Russian threat. Aircraft owners require Ukrainian carriers to return aircraft to the EU. Photo: Facebook / SkyUp Airlines

Russian threat. Aircraft owners require Ukrainian carriers to return aircraft to the EU. Photo: Facebook / SkyUp Airlines

The private Ukrainian air carrier SkyUp announced a forced halt in selling tickets for flights from February 14 to 16. The company explained this by the requirements of the lessors to return the aircraft to the territory of the European Union due to the risk of Russia's invasion of Ukraine.

Quote"On February 12, 2022, the world’s largest insurance companies informed Ukrainian air carriers that they would stop insuring aircraft for flights in Ukrainian airspace within 48 hours.

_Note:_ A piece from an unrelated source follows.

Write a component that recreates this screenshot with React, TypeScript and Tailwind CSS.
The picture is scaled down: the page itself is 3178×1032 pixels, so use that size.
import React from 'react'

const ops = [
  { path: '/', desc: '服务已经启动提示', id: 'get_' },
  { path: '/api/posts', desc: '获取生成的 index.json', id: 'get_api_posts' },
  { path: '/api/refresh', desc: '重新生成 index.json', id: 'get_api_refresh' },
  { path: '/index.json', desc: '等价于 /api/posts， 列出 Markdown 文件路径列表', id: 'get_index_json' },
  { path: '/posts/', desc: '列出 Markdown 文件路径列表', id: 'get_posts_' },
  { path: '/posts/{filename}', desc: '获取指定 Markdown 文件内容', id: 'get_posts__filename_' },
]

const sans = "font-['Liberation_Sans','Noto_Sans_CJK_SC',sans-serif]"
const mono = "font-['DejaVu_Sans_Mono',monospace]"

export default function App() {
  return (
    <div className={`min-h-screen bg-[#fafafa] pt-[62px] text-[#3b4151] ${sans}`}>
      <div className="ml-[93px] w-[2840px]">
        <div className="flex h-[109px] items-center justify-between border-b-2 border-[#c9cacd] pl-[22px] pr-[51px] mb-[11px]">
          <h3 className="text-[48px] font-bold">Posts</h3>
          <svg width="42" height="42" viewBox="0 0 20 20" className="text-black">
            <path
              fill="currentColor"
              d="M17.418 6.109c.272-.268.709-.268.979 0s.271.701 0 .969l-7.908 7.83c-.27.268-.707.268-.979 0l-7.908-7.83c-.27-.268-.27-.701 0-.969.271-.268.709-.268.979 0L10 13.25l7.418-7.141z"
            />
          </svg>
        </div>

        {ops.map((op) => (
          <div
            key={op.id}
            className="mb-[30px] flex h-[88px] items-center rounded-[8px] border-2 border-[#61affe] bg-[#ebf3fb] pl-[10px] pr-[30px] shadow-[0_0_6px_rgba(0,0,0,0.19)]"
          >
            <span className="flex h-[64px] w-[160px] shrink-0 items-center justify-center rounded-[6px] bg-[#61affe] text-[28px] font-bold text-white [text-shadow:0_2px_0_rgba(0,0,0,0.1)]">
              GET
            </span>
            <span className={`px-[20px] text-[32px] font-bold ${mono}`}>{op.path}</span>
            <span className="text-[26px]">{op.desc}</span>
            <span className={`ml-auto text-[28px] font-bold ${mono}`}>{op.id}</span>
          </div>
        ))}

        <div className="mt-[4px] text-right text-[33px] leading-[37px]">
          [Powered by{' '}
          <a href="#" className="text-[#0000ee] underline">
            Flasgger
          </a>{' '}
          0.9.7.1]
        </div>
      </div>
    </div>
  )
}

This decision arose out of increased risks of the outbreak of hostilities. Accordingly, the aircraft owners—lessors—require the prompt return of the aircraft to the EU," SkyUp reports.

The air carrier noted that it is not possible for it to ignore the announced requirements, and therefore it temporarily suspended selling tickets for flights.

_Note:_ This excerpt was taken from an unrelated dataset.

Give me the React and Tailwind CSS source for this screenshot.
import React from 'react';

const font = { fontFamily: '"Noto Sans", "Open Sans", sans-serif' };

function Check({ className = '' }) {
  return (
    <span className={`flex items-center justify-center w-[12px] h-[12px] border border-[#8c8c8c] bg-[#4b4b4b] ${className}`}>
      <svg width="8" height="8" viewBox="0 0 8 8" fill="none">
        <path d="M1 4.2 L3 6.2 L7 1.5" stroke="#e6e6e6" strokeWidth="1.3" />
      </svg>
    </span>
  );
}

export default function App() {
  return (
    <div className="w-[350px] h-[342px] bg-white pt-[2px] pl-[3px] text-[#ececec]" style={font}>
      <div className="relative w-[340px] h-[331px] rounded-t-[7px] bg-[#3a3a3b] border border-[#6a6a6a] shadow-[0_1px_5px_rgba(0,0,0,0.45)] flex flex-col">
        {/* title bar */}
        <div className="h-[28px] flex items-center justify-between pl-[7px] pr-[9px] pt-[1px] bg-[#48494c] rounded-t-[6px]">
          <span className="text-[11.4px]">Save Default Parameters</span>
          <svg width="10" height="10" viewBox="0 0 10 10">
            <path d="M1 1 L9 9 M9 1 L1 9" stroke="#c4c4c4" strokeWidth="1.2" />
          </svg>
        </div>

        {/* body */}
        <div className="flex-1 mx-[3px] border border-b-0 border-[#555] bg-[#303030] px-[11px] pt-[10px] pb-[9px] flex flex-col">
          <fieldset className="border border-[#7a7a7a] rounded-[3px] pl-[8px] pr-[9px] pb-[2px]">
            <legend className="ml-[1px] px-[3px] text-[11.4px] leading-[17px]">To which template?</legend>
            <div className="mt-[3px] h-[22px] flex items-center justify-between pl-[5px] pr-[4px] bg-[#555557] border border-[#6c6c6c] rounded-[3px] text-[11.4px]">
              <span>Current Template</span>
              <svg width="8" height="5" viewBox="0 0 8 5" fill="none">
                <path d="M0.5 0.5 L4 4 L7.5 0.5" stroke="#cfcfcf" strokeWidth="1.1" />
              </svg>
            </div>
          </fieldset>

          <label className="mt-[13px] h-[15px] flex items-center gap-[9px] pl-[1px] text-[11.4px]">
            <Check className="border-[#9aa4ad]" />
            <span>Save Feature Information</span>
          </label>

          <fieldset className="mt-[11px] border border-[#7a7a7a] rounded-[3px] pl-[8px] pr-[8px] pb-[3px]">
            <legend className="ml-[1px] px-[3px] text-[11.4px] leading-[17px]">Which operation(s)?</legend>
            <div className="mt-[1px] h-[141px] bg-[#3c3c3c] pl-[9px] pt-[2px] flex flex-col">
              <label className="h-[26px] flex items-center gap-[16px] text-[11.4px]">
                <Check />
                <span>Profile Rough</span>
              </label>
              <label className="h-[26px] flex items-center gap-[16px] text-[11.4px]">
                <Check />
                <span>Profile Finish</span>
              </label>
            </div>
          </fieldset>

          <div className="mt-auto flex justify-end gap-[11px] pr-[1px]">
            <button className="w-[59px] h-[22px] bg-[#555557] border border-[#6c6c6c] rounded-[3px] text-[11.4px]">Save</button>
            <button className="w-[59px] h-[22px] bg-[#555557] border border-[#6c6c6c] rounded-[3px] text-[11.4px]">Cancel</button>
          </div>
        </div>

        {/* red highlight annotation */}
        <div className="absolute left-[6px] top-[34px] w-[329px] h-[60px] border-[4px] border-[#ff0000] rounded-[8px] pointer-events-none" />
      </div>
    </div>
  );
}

Additionally. On February 13, SkyUp was forced to land its aircraft on the Portugal-Ukraine route in Moldova. The reason was the requirement of the aircraft owner.

Quote"On February 12, 2022, the lessor, a resident of Ireland, informed us of an immediate ban on the entry of the UR-SQO aircraft into the airspace of Ukraine. Despite our efforts and the readiness of Ukrainian state structures to apply to the lessor, the aircraft owner gave a stiff denial. And all this at a time when the plane was already heading to Kyiv," the statement reads.

On the same day, as Oleg Nikolenko, Spokesperson for the Ministry of Foreign Affairs, stated, all passengers on the flight were sent to Ukraine from Moldova by bus.

Quote"Thanks to the well-coordinated work of the consuls, 4 buses with passengers of the SkyUp flight, which made an emergency landing in Chisinau, left for Ukraine. The Ministry of Foreign Affairs is ready to provide maximum assistance to Ukrainian air carriers in solving problematic issues related to the operation of their flights," Nikolenko noted.

Context. On Sunday, US President Joe Biden's National Security Adviser Jake Sullivan warned that Moscow could resort to another invasion of Ukraine as early as this week. Amid escalating tensions around Ukraine, first the United States, and then at least 10 other countries, recommended citizens to leave Ukraine. These included Australia, Britain, Canada, Norway, Latvia, Estonia, the Netherlands, Montenegro, South Korea, and Japan.